Mr. Modine, who first worked with Mr. Ferrara on “The Blackout,” said via e-mail that he and Mr. Ferrara prepared by poring over ancient scripture. “Abel and I tried to strip away the interpretations and poetic language,” he said.
Like a more serious and angst-ridden “Da Vinci Code,” the film draws on Gnostic texts that have offered alternate views of the life of Jesus and the origins of Christianity. (Several theologians, including Elaine Pagels, author of “The Gnostic Gospels,” are enlisted as interview subjects on Mr. Whitaker’s talk show.) With its sincerely ambivalent efforts to plumb the nature of belief, it’s the rare movie that could stand as a rebuke to both “The Passion of the Christ” and “Religulous.”
Mr. Ferrara pointed out that “Mary” won not just jury and critics prizes at Venice but also the ecumenical award sponsored by a Catholic communications organization — or, as he proudly overstated it, “the Vatican seal of approval.”
He followed “Mary” with “Go Go Tales,” which screened at the Cannes and New York festivals last year but is still without an American distributor. At Cannes he called the movie, an Altmanesque ensemble piece set over one hectic night at a Manhattan strip club, his “first intentional comedy.” At its center is Ray Ruby, a visionary if beleaguered club owner (Willem Dafoe) who happens to be another Ferrara alter ego. In this raucous self-portrait of the artist as a hustler and a holdout, Ray risks losing his lease when his landlady weighs an offer from Bed Bath & Beyond. Ray fights to stay in New York, but Mr.
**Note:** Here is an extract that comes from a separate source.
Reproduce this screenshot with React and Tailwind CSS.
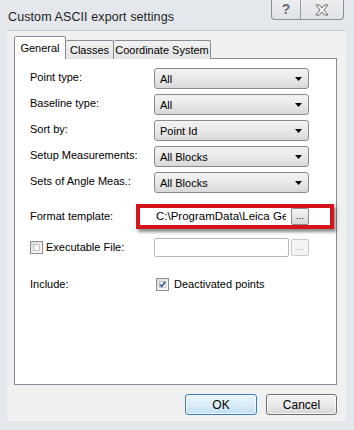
import React from "react";

const font = "font-['Liberation_Sans',Arial,sans-serif]";

const Arrow = () => (
  <svg width="7" height="4" viewBox="0 0 7 4" className="shrink-0">
    <path d="M0 0H7L3.5 4Z" fill="#000" />
  </svg>
);

const Combo = ({ value }) => (
  <div className="flex items-center justify-between w-[155px] h-[21px] pl-[5px] pr-[6px] border border-[#8b8b8b] rounded-[3px] bg-gradient-to-b from-[#f3f3f3] via-[#e9e9e9] to-[#d9d9d9] text-[11px] text-black">
    <span className="pt-[2px]">{value}</span>
    <Arrow />
  </div>
);

const Checkbox = ({ checked }) => (
  <div className="w-[13px] h-[13px] border border-[#8f8f8f] bg-gradient-to-br from-[#dcdcdc] to-[#fbfbfb] p-[2px] shrink-0">
    <div className="w-full h-full border border-[#c6c6c6] bg-gradient-to-br from-[#e6e6e6] to-white flex items-center justify-center">
      {checked && (
        <svg width="9" height="9" viewBox="0 0 9 9" className="-m-[1px]">
          <path d="M1 4.5L3.5 7L8 1" stroke="#2a4d8f" strokeWidth="1.8" fill="none" />
        </svg>
      )}
    </div>
  </div>
);

const DotsButton = ({ disabled }) => (
  <div
    className={`w-[18px] h-[17px] shrink-0 rounded-[2px] border flex items-end justify-center pb-[3px] text-[9px] leading-none ${
      disabled
        ? "border-[#c9c9c9] bg-[#f4f4f4] text-[#a0a0a0]"
        : "border-[#8b8b8b] bg-gradient-to-b from-[#f3f3f3] to-[#d9d9d9] text-black"
    }`}
  >
    ...
  </div>
);

const rows = [
  ["Point type:", "All"],
  ["Baseline type:", "All"],
  ["Sort by:", "Point Id"],
  ["Setup Measurements:", "All Blocks"],
  ["Sets of Angle Meas.:", "All Blocks"],
];

export default function App() {
  return (
    <div className={`w-[354px] h-[430px] bg-[#e4e7eb] ${font} text-black flex flex-col overflow-hidden`}>
      {/* title bar */}
      <div className="h-[30px] flex items-start justify-between pl-[8px] pr-[10px] shrink-0">
        <span className="text-[12.5px] text-[#1e1e1e] pt-[8px] tracking-[0.1px]">Custom ASCII export settings</span>
        <div className="flex h-[20px] border border-t-0 border-[#8d8f92] rounded-b-[4px] bg-gradient-to-b from-[#eceef0] to-[#dfe2e6] overflow-hidden">
          <div className="w-[29px] flex items-center justify-center border-r border-[#9a9ca0] text-[14px] text-[#6a6a6a] font-bold">
            ?
          </div>
          <div className="w-[42px] flex items-center justify-center">
            <svg width="14" height="12" viewBox="0 0 14 12">
              <path
                d="M1 1H4.5L7 4L9.5 1H13L9 6L13 11H9.5L7 8L4.5 11H1L5 6Z"
                fill="#f4f4f4"
                stroke="#6d6d6d"
                strokeWidth="1"
              />
            </svg>
          </div>
        </div>
      </div>

      {/* client area */}
      <div className="ml-[7px] w-[339px] h-[391px] bg-[#f0f0f0] border-t border-[#c9ccd1] flex flex-col pt-[5px] pl-[7px] pr-[9px]">
        {/* tabs */}
        <div className="flex items-end h-[23px] text-[11px] relative z-10">
          <div className="w-[52px] h-[23px] bg-white border border-b-0 border-[#898c95] rounded-t-[2px] flex items-center justify-center pt-[1px]">
            General
          </div>
          <div className="w-[48px] h-[19px] border border-l-0 border-b-0 border-[#898c95] rounded-t-[2px] bg-gradient-to-b from-[#f2f2f2] to-[#e3e3e3] flex items-center justify-center">
            Classes
          </div>
          <div className="w-[97px] h-[19px] border border-l-0 border-b-0 border-[#898c95] rounded-t-[2px] bg-gradient-to-b from-[#f2f2f2] to-[#e3e3e3] flex items-center justify-center">
            Coordinate System
          </div>
        </div>

        {/* panel */}
        <div className="-mt-[1px] w-[323px] h-[327px] bg-white border border-[#898c95] pt-[9px] pl-[15px] text-[11px] flex flex-col">
          <div className="flex flex-col gap-[5px]">
            {rows.map(([label, value]) => (
              <div key={label} className="flex items-center h-[21px]">
                <span className="w-[124px] shrink-0 -mt-[3px]">{label}</span>
                <Combo value={value} />
              </div>
            ))}
          </div>

          {/* format template */}
          <div className="flex items-center mt-[11px] h-[25px]">
            <span className="w-[106px] shrink-0">Format template:</span>
            <div className="w-[198px] h-[25px] border-[4px] border-[#d4131b] shadow-[2px_3px_3px_rgba(0,0,0,0.45)] bg-white flex items-center pl-[16px]">
              <span className="text-[11.5px] whitespace-nowrap overflow-hidden w-[130px] shrink-0">C:\ProgramData\Leica Geo</span>
              <div className="ml-[5px]">
                <DotsButton />
              </div>
            </div>
          </div>

          {/* executable */}
          <div className="flex items-center mt-[9px] h-[19px]">
            <div className="w-[124px] shrink-0 flex items-center gap-[3px]">
              <Checkbox />
              <span>Executable File:</span>
            </div>
            <div className="w-[135px] h-[19px] border border-[#b5b8bd] rounded-[2px] bg-white" />
            <div className="ml-[2px]">
              <DotsButton disabled />
            </div>
          </div>

          {/* include */}
          <div className="flex items-center mt-[19px] h-[16px]">
            <span className="w-[126px] shrink-0">Include:</span>
            <Checkbox checked />
            <span className="ml-[5px]">Deactivated points</span>
          </div>
        </div>

        {/* buttons */}
        <div className="flex justify-end gap-[9px] mt-[9px] text-[12px]">
          <button className="w-[72px] h-[21px] rounded-[3px] border border-[#3c7fb1] bg-gradient-to-b from-[#eaf5fc] via-[#dbedf8] to-[#c2e0f4] shadow-[inset_0_0_0_1px_rgba(255,255,255,0.7)]">
            OK
          </button>
          <button className="w-[71px] h-[21px] rounded-[3px] border border-[#707070] bg-gradient-to-b from-[#f2f2f2] via-[#ebebeb] to-[#d6d6d6] shadow-[inset_0_0_0_1px_rgba(255,255,255,0.7)]">
            Cancel
          </button>
        </div>
      </div>
    </div>
  );
}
Ferrara for the moment had conceded the battle: the film’s seedy Manhattan go-go bar was built on the soundstages of Cinecittà Studios in Rome.
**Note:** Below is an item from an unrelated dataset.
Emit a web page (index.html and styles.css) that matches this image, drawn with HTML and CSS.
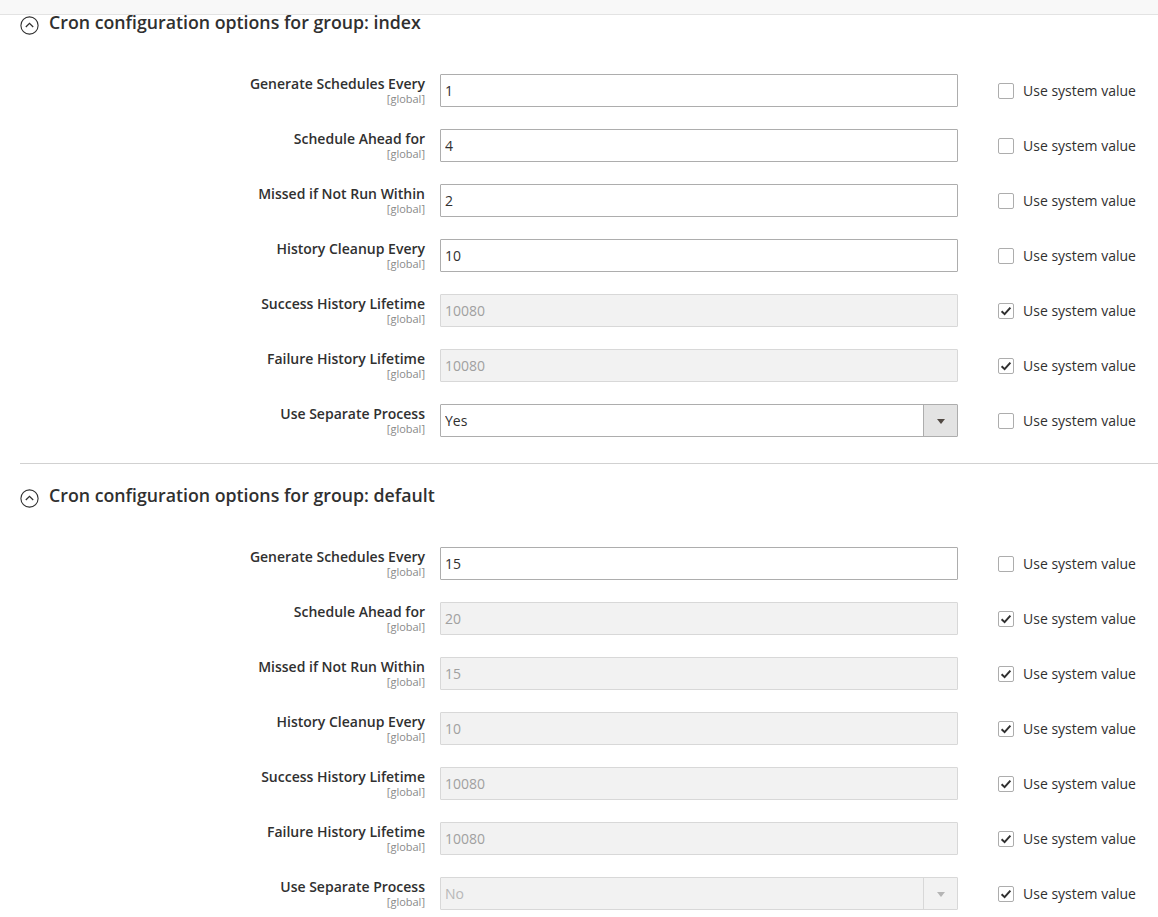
FILE: index.html
```html
<!DOCTYPE html>
<html lang="en">
<head>
    <meta charset="UTF-8">
    <title>Cron configuration</title>
    <link rel="stylesheet" href="styles.css">
</head>
<body>
    <div class="top-bar"></div>

    <div class="section">
        <div class="section-head">
            <svg class="collapse-icon" width="19" height="19" viewBox="0 0 19 19">
                <circle cx="9.5" cy="9.5" r="8.6" fill="none" stroke="#303030" stroke-width="1.1"/>
                <path d="M5.8 11 L9.5 7.4 L13.2 11" fill="none" stroke="#303030" stroke-width="1.3"/>
            </svg>
            <h3>Cron configuration options for group: index</h3>
        </div>

        <div class="fields">
            <div class="row">
                <label>Generate Schedules Every<span class="scope">[global]</span></label>
                <input class="field" type="text" value="1">
                <div class="use-default"><span class="check"></span>Use system value</div>
            </div>
            <div class="row">
                <label>Schedule Ahead for<span class="scope">[global]</span></label>
                <input class="field" type="text" value="4">
                <div class="use-default"><span class="check"></span>Use system value</div>
            </div>
            <div class="row">
                <label>Missed if Not Run Within<span class="scope">[global]</span></label>
                <input class="field" type="text" value="2">
                <div class="use-default"><span class="check"></span>Use system value</div>
            </div>
            <div class="row">
                <label>History Cleanup Every<span class="scope">[global]</span></label>
                <input class="field" type="text" value="10">
                <div class="use-default"><span class="check"></span>Use system value</div>
            </div>
            <div class="row">
                <label>Success History Lifetime<span class="scope">[global]</span></label>
                <input class="field" type="text" value="10080" disabled>
                <div class="use-default"><span class="check checked"><svg width="14" height="14" viewBox="0 0 14 14"><path d="M2.6 7.2 L5.6 10.1 L11.4 3.6" fill="none" stroke="#303030" stroke-width="2"/></svg></span>Use system value</div>
            </div>
            <div class="row">
                <label>Failure History Lifetime<span class="scope">[global]</span></label>
                <input class="field" type="text" value="10080" disabled>
                <div class="use-default"><span class="check checked"><svg width="14" height="14" viewBox="0 0 14 14"><path d="M2.6 7.2 L5.6 10.1 L11.4 3.6" fill="none" stroke="#303030" stroke-width="2"/></svg></span>Use system value</div>
            </div>
            <div class="row">
                <label>Use Separate Process<span class="scope">[global]</span></label>
                <div class="select">
                    <select><option>Yes</option><option>No</option></select>
                    <span class="select-arrow"></span>
                </div>
                <div class="use-default"><span class="check"></span>Use system value</div>
            </div>
        </div>
    </div>

    <div class="section">
        <div class="section-head">
            <svg class="collapse-icon" width="19" height="19" viewBox="0 0 19 19">
                <circle cx="9.5" cy="9.5" r="8.6" fill="none" stroke="#303030" stroke-width="1.1"/>
                <path d="M5.8 11 L9.5 7.4 L13.2 11" fill="none" stroke="#303030" stroke-width="1.3"/>
            </svg>
            <h3>Cron configuration options for group: default</h3>
        </div>

        <div class="fields">
            <div class="row">
                <label>Generate Schedules Every<span class="scope">[global]</span></label>
                <input class="field" type="text" value="15">
                <div class="use-default"><span class="check"></span>Use system value</div>
            </div>
            <div class="row">
                <label>Schedule Ahead for<span class="scope">[global]</span></label>
                <input class="field" type="text" value="20" disabled>
                <div class="use-default"><span class="check checked"><svg width="14" height="14" viewBox="0 0 14 14"><path d="M2.6 7.2 L5.6 10.1 L11.4 3.6" fill="none" stroke="#303030" stroke-width="2"/></svg></span>Use system value</div>
            </div>
            <div class="row">
                <label>Missed if Not Run Within<span class="scope">[global]</span></label>
                <input class="field" type="text" value="15" disabled>
                <div class="use-default"><span class="check checked"><svg width="14" height="14" viewBox="0 0 14 14"><path d="M2.6 7.2 L5.6 10.1 L11.4 3.6" fill="none" stroke="#303030" stroke-width="2"/></svg></span>Use system value</div>
            </div>
            <div class="row">
                <label>History Cleanup Every<span class="scope">[global]</span></label>
                <input class="field" type="text" value="10" disabled>
                <div class="use-default"><span class="check checked"><svg width="14" height="14" viewBox="0 0 14 14"><path d="M2.6 7.2 L5.6 10.1 L11.4 3.6" fill="none" stroke="#303030" stroke-width="2"/></svg></span>Use system value</div>
            </div>
            <div class="row">
                <label>Success History Lifetime<span class="scope">[global]</span></label>
                <input class="field" type="text" value="10080" disabled>
                <div class="use-default"><span class="check checked"><svg width="14" height="14" viewBox="0 0 14 14"><path d="M2.6 7.2 L5.6 10.1 L11.4 3.6" fill="none" stroke="#303030" stroke-width="2"/></svg></span>Use system value</div>
            </div>
            <div class="row">
                <label>Failure History Lifetime<span class="scope">[global]</span></label>
                <input class="field" type="text" value="10080" disabled>
                <div class="use-default"><span class="check checked"><svg width="14" height="14" viewBox="0 0 14 14"><path d="M2.6 7.2 L5.6 10.1 L11.4 3.6" fill="none" stroke="#303030" stroke-width="2"/></svg></span>Use system value</div>
            </div>
            <div class="row">
                <label>Use Separate Process<span class="scope">[global]</span></label>
                <div class="select disabled">
                    <select disabled><option>No</option><option>Yes</option></select>
                    <span class="select-arrow"></span>
                </div>
                <div class="use-default"><span class="check checked"><svg width="14" height="14" viewBox="0 0 14 14"><path d="M2.6 7.2 L5.6 10.1 L11.4 3.6" fill="none" stroke="#303030" stroke-width="2"/></svg></span>Use system value</div>
            </div>
        </div>
    </div>
</body>
</html>
```

FILE: styles.css
```css
* {
    box-sizing: border-box;
}
body {
    margin: 0;
    background: #fff;
    color: #303030;
    font-family: "Open Sans", "Liberation Sans", sans-serif;
    font-size: 14px;
}
.top-bar {
    height: 15px;
    background: #f8f8f8;
    border-bottom: 1px solid #e3e3e3;
}
.section {
    margin-left: 20px;
}
.section + .section {
    border-top: 1px solid #d1d1d1;
    margin-top: 26px;
    padding-top: 22px;
}
.section-head {
    display: flex;
    align-items: center;
    gap: 10px;
    height: 18px;
    margin-top: -2px;
}
.section + .section .section-head {
    margin-top: 0;
}
.collapse-icon {
    margin-top: 6px;
    flex-shrink: 0;
}
.section-head h3 {
    margin: 0;
    font-size: 17.75px;
    line-height: 18px;
    font-weight: 600;
    color: #303030;
}
.fields {
    margin-top: 43px;
    display: flex;
    flex-direction: column;
    gap: 22px;
}
.row {
    display: grid;
    grid-template-columns: 405px 518px auto;
    column-gap: 15px;
    align-items: start;
}
.row label {
    display: flex;
    flex-direction: column;
    align-items: flex-end;
    padding-top: 1px;
    font-weight: 600;
    font-size: 14px;
    line-height: 18px;
    text-align: right;
}
.scope {
    font-weight: 400;
    font-size: 11px;
    line-height: 11px;
    color: #8a8a8a;
}
.field {
    height: 33px;
    width: 100%;
    border: 1px solid #adadad;
    border-radius: 1px;
    padding: 0 4px;
    font-family: inherit;
    font-size: 14px;
    color: #303030;
    background: #fff;
    outline: none;
}
.field:disabled {
    background: #f2f2f2;
    border-color: #d8d8d8;
    color: #a0a0a0;
}
.select {
    display: flex;
    height: 33px;
    border: 1px solid #adadad;
    border-radius: 1px;
    background: #fff;
}
.select select {
    flex: 1;
    appearance: none;
    -webkit-appearance: none;
    border: none;
    background: transparent;
    padding: 0 4px;
    font-family: inherit;
    font-size: 14px;
    color: #303030;
    outline: none;
}
.select-arrow {
    width: 34px;
    background: #e3e3e3;
    border-left: 1px solid #adadad;
    display: flex;
    align-items: center;
    justify-content: center;
}
.select-arrow::after {
    content: "";
    border-left: 4px solid transparent;
    border-right: 4px solid transparent;
    border-top: 5px solid #514943;
    margin-top: 1px;
}
.select.disabled {
    background: #f2f2f2;
    border-color: #d8d8d8;
}
.select.disabled select {
    color: #a0a0a0;
}
.select.disabled .select-arrow {
    background: #f2f2f2;
    border-left-color: #d8d8d8;
}
.select.disabled .select-arrow::after {
    border-top-color: #b5b5b5;
}
.use-default {
    display: flex;
    align-items: center;
    gap: 9px;
    margin-left: 25px;
    height: 33px;
    font-size: 14px;
    color: #303030;
}
.check {
    width: 16px;
    height: 16px;
    border: 1px solid #adadad;
    border-radius: 2px;
    background: #fff;
    display: flex;
    align-items: center;
    justify-content: center;
    flex-shrink: 0;
}
```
Mr. Ferrara marked his return from exile last year by embarking on a documentary counterpart to “Go Go Tales,” a paean to a vanishing New York — specifically to its former bohemian headquarters, the Chelsea Hotel, which was at a crossroads after a change in management.
“Chelsea on the Rocks” had its premiere at Cannes, where Mr. Ferrara has a way of upstaging the competition. He used his news conference to launch vitriolic broadsides against the coming “Bad Lieutenant” quasi-remake. Referring to the new movie’s director, Werner Herzog; star, Nicolas Cage; and producer, Ed Pressman (a former regular collaborator), Mr. Ferrara said, “I hope they’re all in the same streetcar and it blows up.”
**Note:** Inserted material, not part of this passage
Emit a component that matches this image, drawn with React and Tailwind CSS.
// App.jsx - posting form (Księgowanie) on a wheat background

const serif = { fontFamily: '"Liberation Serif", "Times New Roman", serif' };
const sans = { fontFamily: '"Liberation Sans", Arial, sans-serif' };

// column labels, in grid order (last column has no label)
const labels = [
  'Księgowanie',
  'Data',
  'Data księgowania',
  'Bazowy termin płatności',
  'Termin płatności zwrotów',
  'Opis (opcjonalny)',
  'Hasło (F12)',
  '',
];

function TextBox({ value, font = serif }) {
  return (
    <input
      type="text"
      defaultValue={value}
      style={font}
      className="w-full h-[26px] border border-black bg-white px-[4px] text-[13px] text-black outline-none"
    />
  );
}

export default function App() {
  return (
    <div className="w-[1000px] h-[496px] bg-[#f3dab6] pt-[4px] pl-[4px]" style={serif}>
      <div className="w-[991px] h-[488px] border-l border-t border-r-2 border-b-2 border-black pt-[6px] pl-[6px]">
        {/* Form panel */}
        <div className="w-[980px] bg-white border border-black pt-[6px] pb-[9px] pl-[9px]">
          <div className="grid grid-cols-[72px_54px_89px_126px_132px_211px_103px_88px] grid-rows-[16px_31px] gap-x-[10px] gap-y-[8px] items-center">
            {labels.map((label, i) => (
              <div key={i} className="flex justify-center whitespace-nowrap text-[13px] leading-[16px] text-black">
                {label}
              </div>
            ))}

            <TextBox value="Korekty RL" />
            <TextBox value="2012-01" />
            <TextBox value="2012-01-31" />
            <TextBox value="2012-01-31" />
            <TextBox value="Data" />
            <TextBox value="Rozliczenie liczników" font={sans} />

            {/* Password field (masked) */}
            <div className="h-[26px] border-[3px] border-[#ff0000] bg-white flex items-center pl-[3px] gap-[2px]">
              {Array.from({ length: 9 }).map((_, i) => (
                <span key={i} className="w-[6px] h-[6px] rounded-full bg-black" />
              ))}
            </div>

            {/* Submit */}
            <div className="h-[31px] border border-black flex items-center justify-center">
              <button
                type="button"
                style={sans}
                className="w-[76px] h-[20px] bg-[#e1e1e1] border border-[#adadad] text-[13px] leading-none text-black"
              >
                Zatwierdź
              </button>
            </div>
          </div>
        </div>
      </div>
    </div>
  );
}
Mr. Ferrara said he is energized by his recent documentary experiments, which have given him new ideas to use in his fiction. (While in Italy he also started a documentary about a women’s prison in Naples.) He rattles off a list of feature possibilities: a “Catholic western” inspired by “The Searchers,” a present-day “Dr. Jekyll and Mr. Hyde,” a prequel to “King of New York.”
Just as “Chelsea” recalls happier or at least more hedonistic times, his Little Italy documentary will likely function as an elegy for a neighborhood eroded by gentrification. It is understandable that Mr. Ferrara would feel an affinity with endangered institutions, but he was personally loath to indulge in nostalgia. “I’ve been at it too long,” he said matter-of-factly, cutting off an attempted discussion of his earlier work. “I hope I’ve gotten better. It’s too late to stop now.”